Set exercise: Out of the lines below, please list those that hold the string "components".

Excerpted records:

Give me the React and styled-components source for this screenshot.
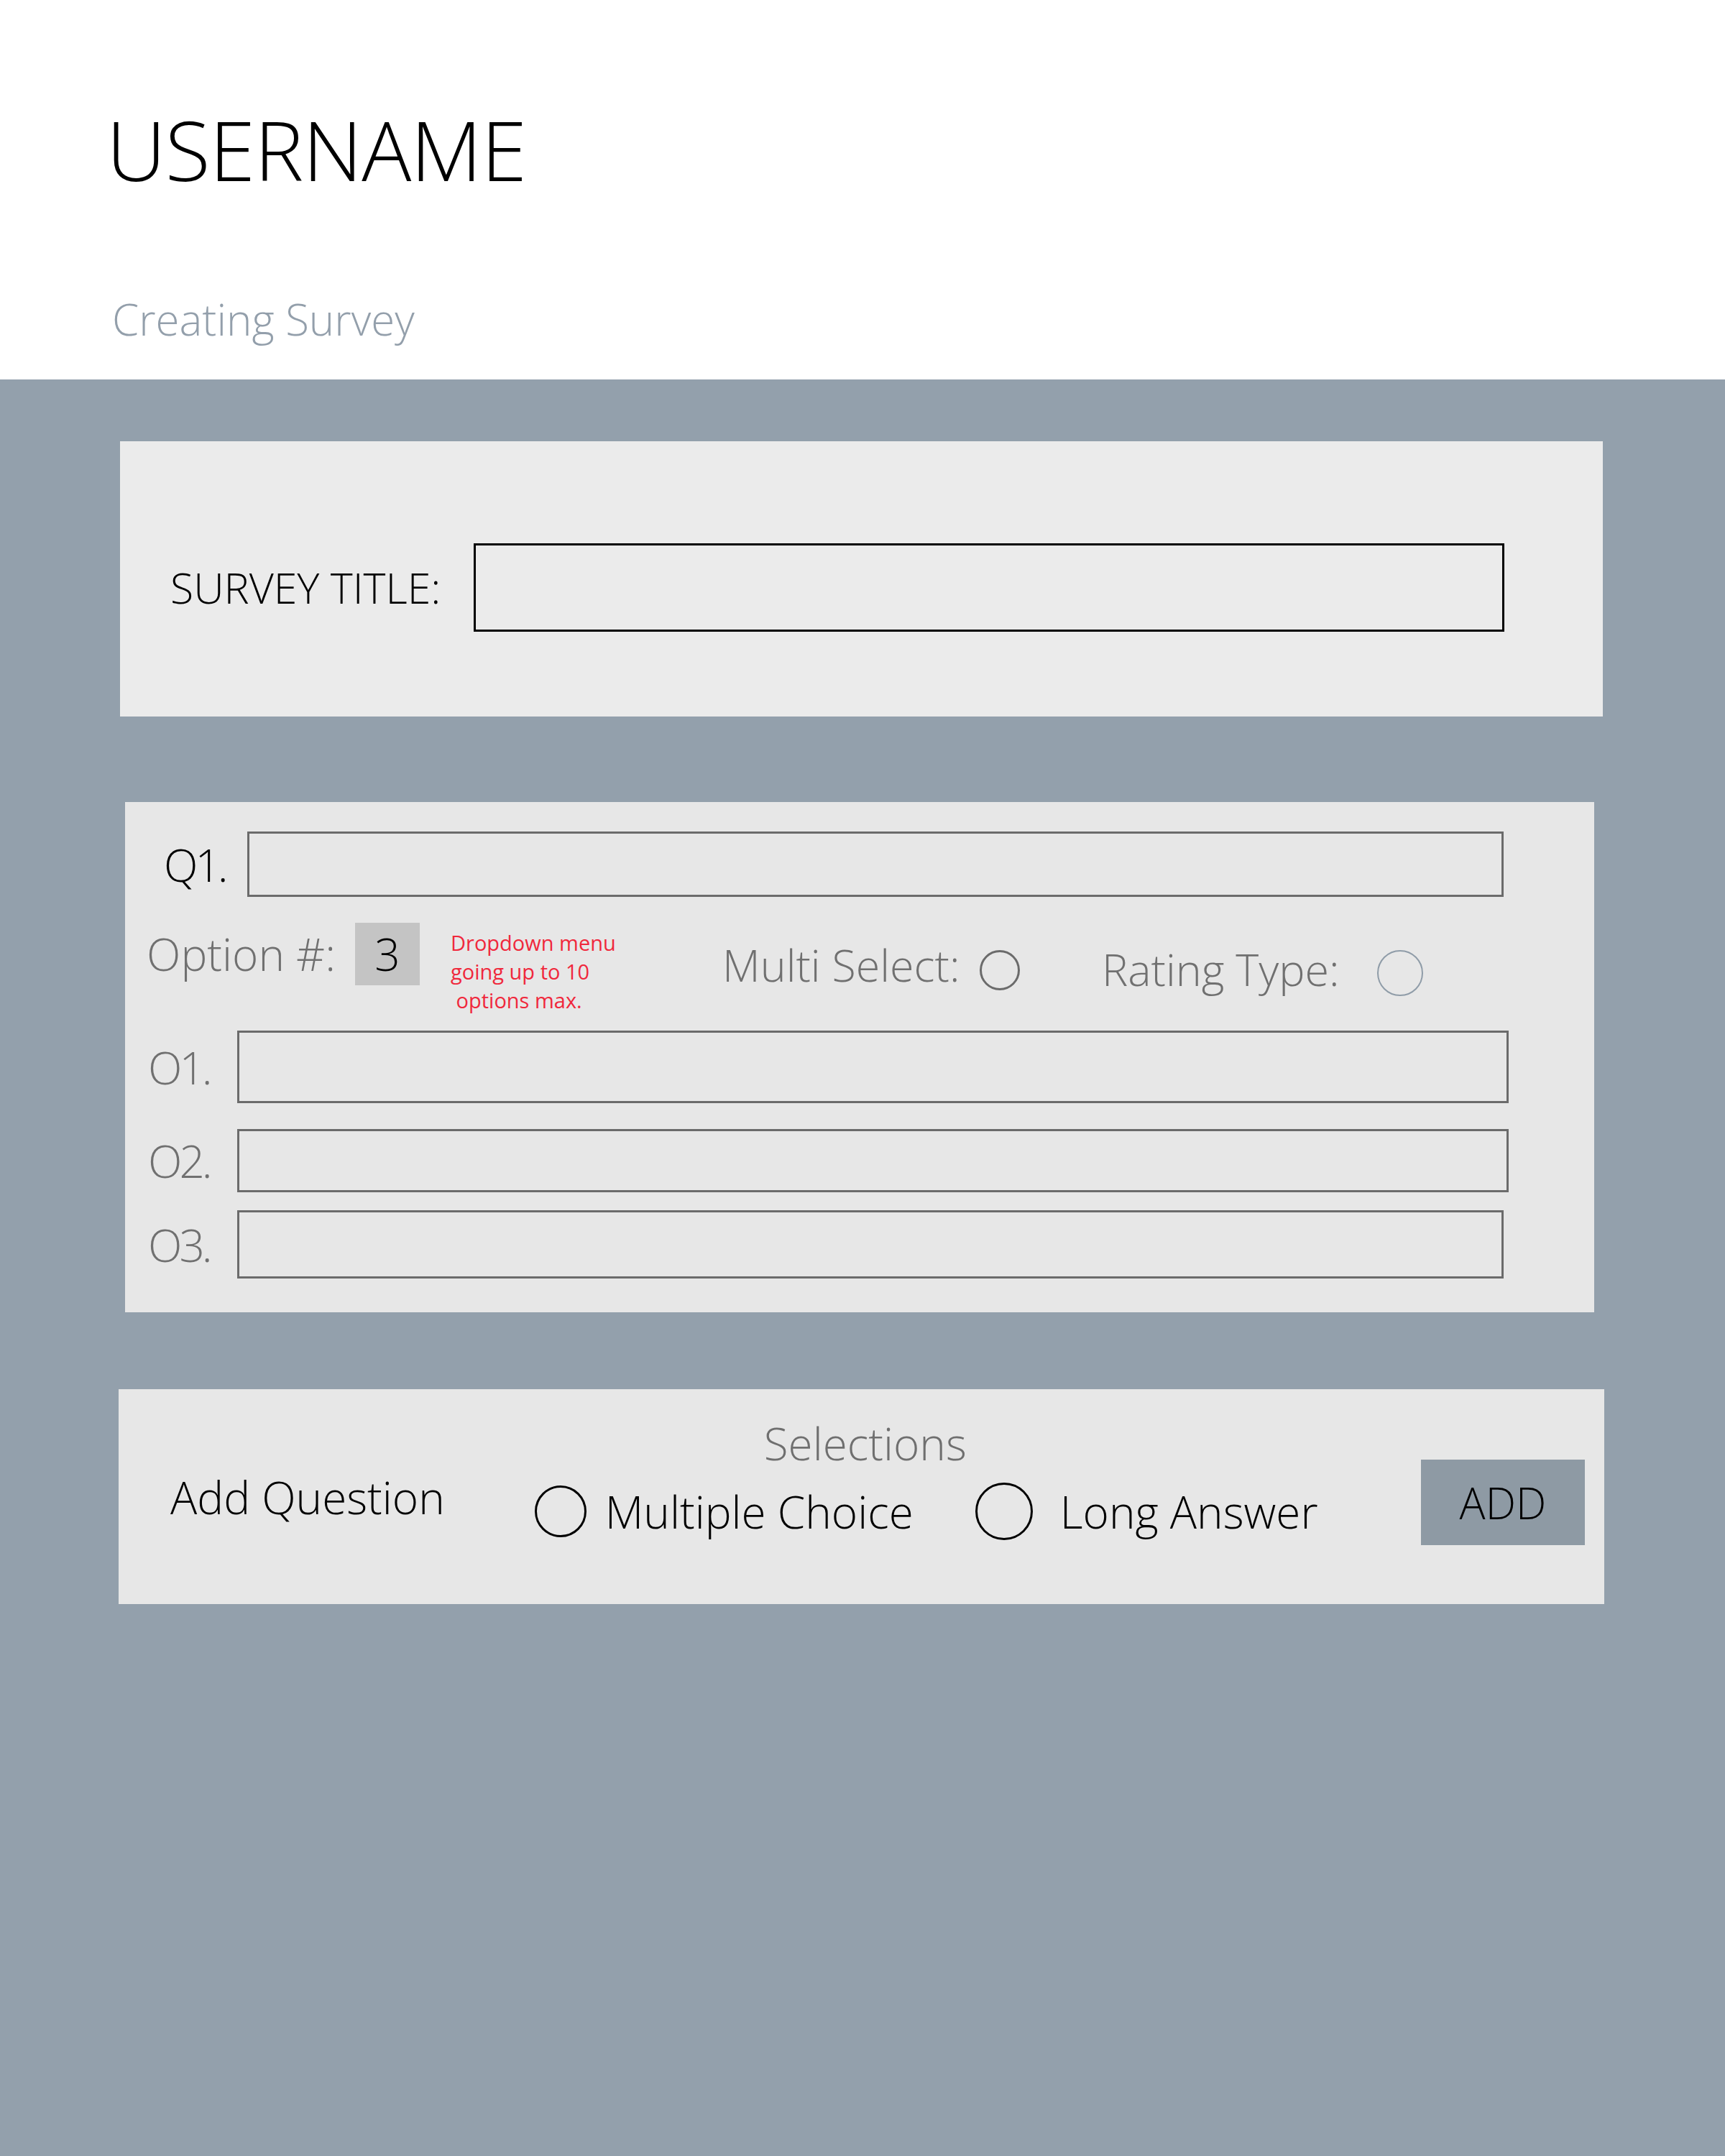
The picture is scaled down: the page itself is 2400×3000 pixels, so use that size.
import React from 'react';
import styled, { createGlobalStyle } from 'styled-components';

const GlobalStyle = createGlobalStyle`
    html, body {
        margin: 0;
        padding: 0;
        background: #93a0ac;
    }
    body {
        font-family: "Open Sans", "Noto Sans", sans-serif;
        font-weight: 300;
    }
`;

const Page = styled.div`
    width: 2400px;
    min-height: 3000px;
    background: #93a0ac;
`;

const Header = styled.header`
    height: 528px;
    box-sizing: border-box;
    background: #ffffff;
    padding: 150px 0 0 148px;
`;

const Username = styled.h1`
    margin: 0;
    font-size: 115px;
    font-weight: 300;
    line-height: 1;
    letter-spacing: -1px;
    color: #000000;
`;

const Subtitle = styled.div`
    margin: 149px 0 0 8px;
    font-size: 60px;
    line-height: 1;
    color: #939fab;
`;

const Main = styled.main`
    padding-top: 86px;
    display: flex;
    flex-direction: column;
`;

const Panel = styled.section`
    box-sizing: border-box;
    margin: ${p => p.$top}px 0 0 ${p => p.$left}px;
    width: ${p => p.$width}px;
    height: ${p => p.$height}px;
    background: ${p => p.$bg || '#e7e7e7'};
`;

const TitlePanel = styled(Panel)`
    display: flex;
    align-items: center;
    padding-left: 70px;
    padding-top: 24px;
`;

const Label = styled.span`
    font-size: ${p => p.$size || 60}px;
    line-height: 1;
    color: ${p => p.$color || '#000000'};
    letter-spacing: ${p => p.$tight ? '-4px' : 'normal'};
    white-space: pre;
`;

const Field = styled.div`
    box-sizing: border-box;
    width: ${p => p.$width}px;
    height: ${p => p.$height}px;
    border: ${p => p.$border || '3px solid #6b6b6b'};
    background: transparent;
`;

const QuestionPanel = styled(Panel)`
    display: flex;
    flex-direction: column;
    padding-top: 41px;
`;

const Row = styled.div`
    display: flex;
    align-items: center;
    margin-top: ${p => p.$top || 0}px;
    padding-left: ${p => p.$indent || 0}px;
`;

const LabelCell = styled.div`
    width: ${p => p.$width}px;
    flex-shrink: 0;
    margin-left: ${p => p.$gap || 0}px;
    transform: translateY(${p => p.$shift || 0}px);
`;

const CountBox = styled.div`
    width: 90px;
    height: 87px;
    background: #c4c4c4;
    display: flex;
    align-items: center;
    justify-content: center;
    font-size: 62px;
    color: #000000;
`;

const Note = styled.div`
    margin-left: 43px;
    width: 378px;
    font-size: 29px;
    line-height: 40px;
    color: #f0283c;
    white-space: pre;
    font-weight: 400;
    transform: translateY(25px);
`;

const Radio = styled.span`
    display: inline-block;
    box-sizing: border-box;
    flex-shrink: 0;
    width: ${p => p.$size}px;
    height: ${p => p.$size}px;
    border-radius: 50%;
    border: ${p => p.$stroke || 3}px solid ${p => p.$color || '#000000'};
    margin-left: ${p => p.$gap || 0}px;
    transform: translateY(${p => p.$shift || 0}px);
`;

const AddPanel = styled(Panel)`
    display: flex;
    align-items: center;
    padding-left: 72px;
`;

const Selections = styled.div`
    display: flex;
    flex-direction: column;
    margin-left: 125px;
    width: 1020px;
`;

const SelectionsTitle = styled.div`
    font-size: 62px;
    line-height: 1;
    color: #6f6f6f;
    text-align: center;
    padding-right: 100px;
    margin-top: -46px;
`;

const Choices = styled.div`
    display: flex;
    align-items: center;
    margin-top: 24px;
`;

const ChoiceText = styled(Label)`
    margin-left: ${p => p.$gap}px;
`;

const AddButton = styled.button`
    margin-left: auto;
    margin-right: 27px;
    width: 228px;
    height: 119px;
    border: none;
    background: #8e9aa4;
    font-family: inherit;
    font-weight: 300;
    font-size: 60px;
    color: #000000;
    transform: translateY(8px);
`;

const options = [
    { id: 'O1.', top: 47, height: 101, width: 1769 },
    { id: 'O2.', top: 36, height: 88, width: 1769 },
    { id: 'O3.', top: 25, height: 95, width: 1762 },
];

function App() {
    return (
        <Page>
            <GlobalStyle />

            <Header>
                <Username>USERNAME</Username>
                <Subtitle>Creating Survey</Subtitle>
            </Header>

            <Main>
                <TitlePanel $top={0} $left={167} $width={2063} $height={383} $bg="#ebebeb">
                    <LabelCell $width={422}>
                        <Label $size={59}>SURVEY TITLE:</Label>
                    </LabelCell>
                    <Field $width={1434} $height={123} $border="3px solid #000000" />
                </TitlePanel>

                <QuestionPanel $top={119} $left={174} $width={2044} $height={710}>
                    <Row $indent={54}>
                        <LabelCell $width={116}>
                            <Label $size={62} $tight>Q1.</Label>
                        </LabelCell>
                        <Field $width={1748} $height={91} />
                    </Row>

                    <Row $top={19} $indent={30}>
                        <LabelCell $width={290}>
                            <Label $size={62} $color="#707070">Option #:</Label>
                        </LabelCell>
                        <CountBox>3</CountBox>
                        <Note>{'Dropdown menu\ngoing up to 10\n options max.'}</Note>
                        <LabelCell $width={358} $shift={15}>
                            <Label $size={61} $color="#707070">Multi Select:</Label>
                        </LabelCell>
                        <Radio $size={56} $color="#6b6b6b" $shift={23} />
                        <LabelCell $width={383} $gap={114} $shift={21}>
                            <Label $size={61} $color="#707070">Rating Type:</Label>
                        </LabelCell>
                        <Radio $size={64} $stroke={2} $color="#8f9ca8" $shift={27} />
                    </Row>

                    {options.map(o => (
                        <Row key={o.id} $top={o.top} $indent={32}>
                            <LabelCell $width={124}>
                                <Label $size={62} $color="#707070" $tight>{o.id}</Label>
                            </LabelCell>
                            <Field $width={o.width} $height={o.height} />
                        </Row>
                    ))}
                </QuestionPanel>

                <AddPanel $top={107} $left={165} $width={2067} $height={299}>
                    <Label $size={62}>Add Question</Label>
                    <Selections>
                        <SelectionsTitle>Selections</SelectionsTitle>
                        <Choices>
                            <Radio $size={72} />
                            <ChoiceText $size={62} $gap={26}>Multiple Choice</ChoiceText>
                            <Radio $size={80} $gap={86} />
                            <ChoiceText $size={62} $gap={38}>Long Answer</ChoiceText>
                        </Choices>
                    </Selections>
                    <AddButton>ADD</AddButton>
                </AddPanel>
            </Main>
        </Page>
    );
}

export default App;
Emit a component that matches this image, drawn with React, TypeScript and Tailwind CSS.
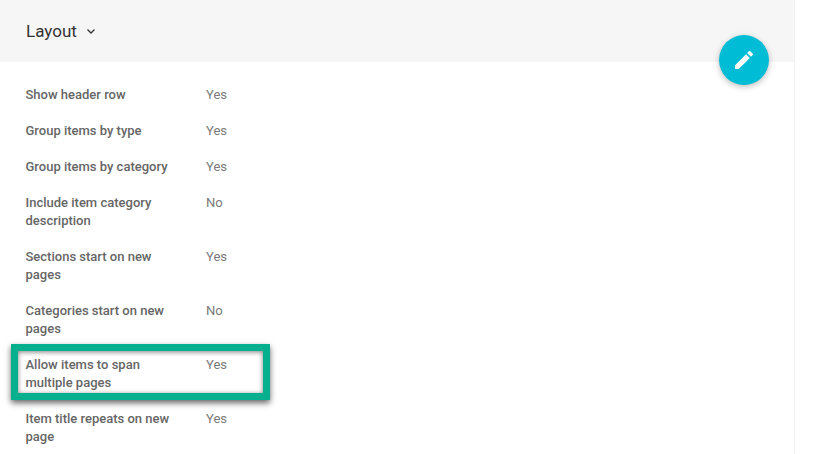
const rows = [
  { label: "Show header row", value: "Yes" },
  { label: "Group items by type", value: "Yes" },
  { label: "Group items by category", value: "Yes" },
  { label: "Include item category description", value: "No" },
  { label: "Sections start on new pages", value: "Yes" },
  { label: "Categories start on new pages", value: "No" },
  { label: "Allow items to span multiple pages", value: "Yes", highlighted: true },
  { label: "Item title repeats on new page", value: "Yes" },
];

const App = () => {
  return (
    <div className="relative w-[814px] h-[454px] overflow-hidden bg-white font-['Roboto',sans-serif]">
      <div className="w-[795px] h-full border-r border-[#f2f2f2]">
        {/* Header */}
        <div className="h-[62px] bg-[#f6f6f6] flex items-center pl-[26px] gap-[8px]">
          <h2 className="text-[17px] leading-[24px] text-[#333333]">Layout</h2>
          <svg width="12" height="12" viewBox="0 0 12 12" fill="none" className="text-[#333333]">
            <path d="M2.5 4.5 6 8l3.5-3.5" stroke="currentColor" strokeWidth="1.3" />
          </svg>
        </div>

        {/* Settings */}
        <div className="pt-[24px] pl-[26px] flex flex-col gap-[18px]">
          {rows.map((row) => (
            <div key={row.label} className="relative flex text-[13px] leading-[18px]">
              {row.highlighted && (
                <div className="absolute -left-[15px] -top-[12px] w-[259px] h-[56px] border-[7px] border-[#06b08f] shadow-[0_3px_6px_rgba(0,0,0,0.6),inset_0_1px_5px_rgba(0,0,0,0.5)]" />
              )}
              <div className="w-[160px] mr-[20.5px] -ml-[0.5px] font-medium text-[#666666]">{row.label}</div>
              <div className="text-[#7a7a7a]">{row.value}</div>
            </div>
          ))}
        </div>
      </div>

      {/* Edit button */}
      <button className="absolute left-[719px] top-[35px] w-[50px] h-[50px] rounded-full bg-[#00bcd4] flex items-center justify-center shadow-[0_2px_6px_rgba(0,0,0,0.25)]">
        <svg width="24" height="24" viewBox="0 0 24 24" fill="#ffffff">
          <path d="M3 17.25V21h3.75L17.81 9.94l-3.75-3.75L3 17.25zM20.71 7.04a1 1 0 0 0 0-1.41l-2.34-2.34a1 1 0 0 0-1.41 0l-1.83 1.83 3.75 3.75 1.83-1.83z" />
        </svg>
      </button>
    </div>
  );
};

export default App;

Result of this exercise:
Give me the React and styled-components source for this screenshot.
import styled, { createGlobalStyle } from 'styled-components';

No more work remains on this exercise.